══ SUPPLIED RECORDS ══
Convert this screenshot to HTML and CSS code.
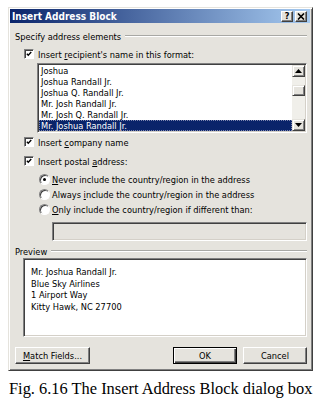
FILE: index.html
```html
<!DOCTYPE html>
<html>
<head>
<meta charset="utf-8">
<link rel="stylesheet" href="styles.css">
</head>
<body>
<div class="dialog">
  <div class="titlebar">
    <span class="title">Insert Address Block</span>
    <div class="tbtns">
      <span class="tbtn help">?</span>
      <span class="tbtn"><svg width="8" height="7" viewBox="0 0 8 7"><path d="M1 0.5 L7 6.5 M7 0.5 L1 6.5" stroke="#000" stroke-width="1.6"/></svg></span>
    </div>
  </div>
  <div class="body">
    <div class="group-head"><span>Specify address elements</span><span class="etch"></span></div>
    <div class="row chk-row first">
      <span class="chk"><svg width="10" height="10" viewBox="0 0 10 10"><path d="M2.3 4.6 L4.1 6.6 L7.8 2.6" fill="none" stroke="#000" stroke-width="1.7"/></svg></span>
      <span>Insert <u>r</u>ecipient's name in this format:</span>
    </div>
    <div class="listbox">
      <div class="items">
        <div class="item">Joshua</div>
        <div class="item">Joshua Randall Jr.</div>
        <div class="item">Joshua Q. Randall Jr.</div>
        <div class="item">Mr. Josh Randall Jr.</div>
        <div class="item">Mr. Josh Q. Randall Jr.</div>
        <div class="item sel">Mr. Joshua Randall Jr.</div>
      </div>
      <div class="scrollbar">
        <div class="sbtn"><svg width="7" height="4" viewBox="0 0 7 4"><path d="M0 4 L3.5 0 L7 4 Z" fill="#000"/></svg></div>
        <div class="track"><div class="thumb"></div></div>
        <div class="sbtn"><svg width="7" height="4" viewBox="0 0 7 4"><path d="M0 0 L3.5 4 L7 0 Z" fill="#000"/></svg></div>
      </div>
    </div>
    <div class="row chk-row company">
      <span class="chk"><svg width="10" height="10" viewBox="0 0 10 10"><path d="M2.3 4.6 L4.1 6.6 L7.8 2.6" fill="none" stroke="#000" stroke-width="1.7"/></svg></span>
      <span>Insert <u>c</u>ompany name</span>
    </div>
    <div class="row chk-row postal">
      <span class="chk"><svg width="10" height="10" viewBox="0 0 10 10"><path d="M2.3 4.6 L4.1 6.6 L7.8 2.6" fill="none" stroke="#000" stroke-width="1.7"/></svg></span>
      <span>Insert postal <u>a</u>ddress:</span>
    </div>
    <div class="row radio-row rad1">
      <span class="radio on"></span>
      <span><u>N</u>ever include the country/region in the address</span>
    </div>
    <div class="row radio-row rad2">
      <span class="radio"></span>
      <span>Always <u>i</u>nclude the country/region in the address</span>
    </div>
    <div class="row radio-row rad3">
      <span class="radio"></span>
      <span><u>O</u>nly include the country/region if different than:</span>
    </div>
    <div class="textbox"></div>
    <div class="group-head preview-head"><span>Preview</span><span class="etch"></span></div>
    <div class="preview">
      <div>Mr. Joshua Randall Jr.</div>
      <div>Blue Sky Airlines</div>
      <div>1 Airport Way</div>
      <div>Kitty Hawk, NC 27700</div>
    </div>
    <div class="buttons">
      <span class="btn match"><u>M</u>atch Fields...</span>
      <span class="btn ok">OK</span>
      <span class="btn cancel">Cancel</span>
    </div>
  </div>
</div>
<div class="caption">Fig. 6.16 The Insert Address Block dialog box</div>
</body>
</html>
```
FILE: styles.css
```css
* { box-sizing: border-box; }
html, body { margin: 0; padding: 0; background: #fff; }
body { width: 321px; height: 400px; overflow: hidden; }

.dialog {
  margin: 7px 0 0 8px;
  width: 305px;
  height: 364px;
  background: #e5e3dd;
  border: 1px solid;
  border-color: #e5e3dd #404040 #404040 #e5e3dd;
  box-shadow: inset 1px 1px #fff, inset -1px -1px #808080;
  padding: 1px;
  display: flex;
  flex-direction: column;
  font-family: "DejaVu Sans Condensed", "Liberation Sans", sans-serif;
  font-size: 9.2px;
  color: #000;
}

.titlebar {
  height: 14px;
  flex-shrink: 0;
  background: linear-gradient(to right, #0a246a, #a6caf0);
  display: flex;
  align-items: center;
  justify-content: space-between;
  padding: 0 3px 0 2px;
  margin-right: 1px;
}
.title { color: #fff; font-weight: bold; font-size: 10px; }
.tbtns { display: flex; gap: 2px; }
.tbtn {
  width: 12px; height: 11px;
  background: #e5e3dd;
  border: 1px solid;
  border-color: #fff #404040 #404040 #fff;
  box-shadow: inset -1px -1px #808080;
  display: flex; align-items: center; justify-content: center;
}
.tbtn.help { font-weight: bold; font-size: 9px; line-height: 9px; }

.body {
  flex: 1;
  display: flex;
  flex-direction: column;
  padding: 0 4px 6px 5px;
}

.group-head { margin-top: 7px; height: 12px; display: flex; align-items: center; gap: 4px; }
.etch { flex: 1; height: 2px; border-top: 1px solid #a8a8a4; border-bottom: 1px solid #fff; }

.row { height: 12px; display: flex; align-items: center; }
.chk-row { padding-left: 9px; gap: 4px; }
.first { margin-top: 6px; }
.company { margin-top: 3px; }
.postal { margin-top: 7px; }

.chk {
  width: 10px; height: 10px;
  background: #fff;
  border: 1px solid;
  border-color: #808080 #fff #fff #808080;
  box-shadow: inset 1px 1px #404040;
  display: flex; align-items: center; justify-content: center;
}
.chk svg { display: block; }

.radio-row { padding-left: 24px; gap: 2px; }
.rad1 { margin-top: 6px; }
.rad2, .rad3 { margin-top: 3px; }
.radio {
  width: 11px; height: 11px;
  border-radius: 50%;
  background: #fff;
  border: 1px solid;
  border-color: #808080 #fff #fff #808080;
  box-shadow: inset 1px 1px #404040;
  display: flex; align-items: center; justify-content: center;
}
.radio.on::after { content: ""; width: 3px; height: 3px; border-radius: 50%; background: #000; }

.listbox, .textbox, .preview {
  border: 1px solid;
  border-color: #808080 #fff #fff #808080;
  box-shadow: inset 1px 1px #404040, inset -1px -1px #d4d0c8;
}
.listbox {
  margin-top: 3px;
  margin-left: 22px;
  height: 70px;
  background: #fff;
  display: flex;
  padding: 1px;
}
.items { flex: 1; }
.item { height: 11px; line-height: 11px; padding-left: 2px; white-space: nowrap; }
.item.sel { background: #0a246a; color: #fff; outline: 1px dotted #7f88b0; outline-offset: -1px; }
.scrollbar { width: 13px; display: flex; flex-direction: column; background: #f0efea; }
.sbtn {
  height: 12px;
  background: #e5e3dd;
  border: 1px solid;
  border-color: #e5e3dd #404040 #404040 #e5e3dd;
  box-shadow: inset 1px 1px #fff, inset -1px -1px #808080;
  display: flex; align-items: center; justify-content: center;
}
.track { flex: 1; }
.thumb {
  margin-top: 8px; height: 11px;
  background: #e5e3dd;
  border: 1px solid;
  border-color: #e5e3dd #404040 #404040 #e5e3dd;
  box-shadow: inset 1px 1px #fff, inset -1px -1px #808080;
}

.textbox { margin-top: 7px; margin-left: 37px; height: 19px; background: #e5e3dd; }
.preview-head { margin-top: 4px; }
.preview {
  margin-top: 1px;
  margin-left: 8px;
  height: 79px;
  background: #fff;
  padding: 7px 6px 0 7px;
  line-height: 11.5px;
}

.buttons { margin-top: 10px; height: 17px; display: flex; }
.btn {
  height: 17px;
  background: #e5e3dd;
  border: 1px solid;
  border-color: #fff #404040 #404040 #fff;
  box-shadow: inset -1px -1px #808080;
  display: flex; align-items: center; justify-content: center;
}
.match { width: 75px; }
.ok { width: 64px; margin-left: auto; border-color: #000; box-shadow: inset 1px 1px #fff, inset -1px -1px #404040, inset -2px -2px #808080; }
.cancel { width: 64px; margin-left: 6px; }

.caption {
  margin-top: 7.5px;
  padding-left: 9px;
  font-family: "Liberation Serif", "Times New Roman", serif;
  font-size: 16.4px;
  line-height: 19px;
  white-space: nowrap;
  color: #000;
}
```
═══
══ SUPPLIED RECORDS ══
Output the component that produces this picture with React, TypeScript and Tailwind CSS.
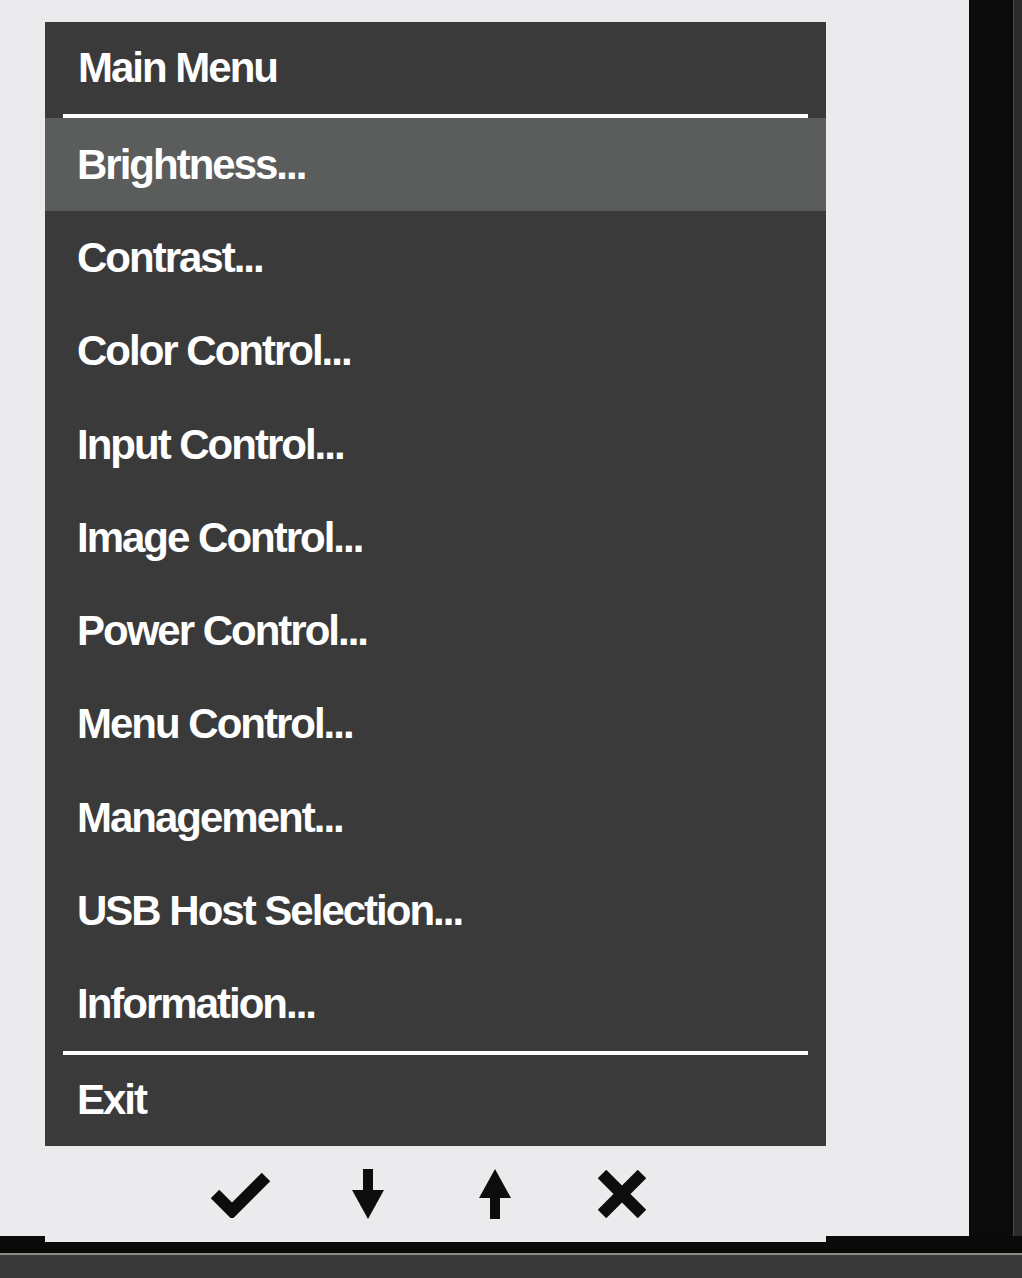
═══
■ PROBLEM REQUIREMENTS: Count how many lines of the material hold the string "this". Give the number and nothing more.

■ COMPLETE RESPONSE: 3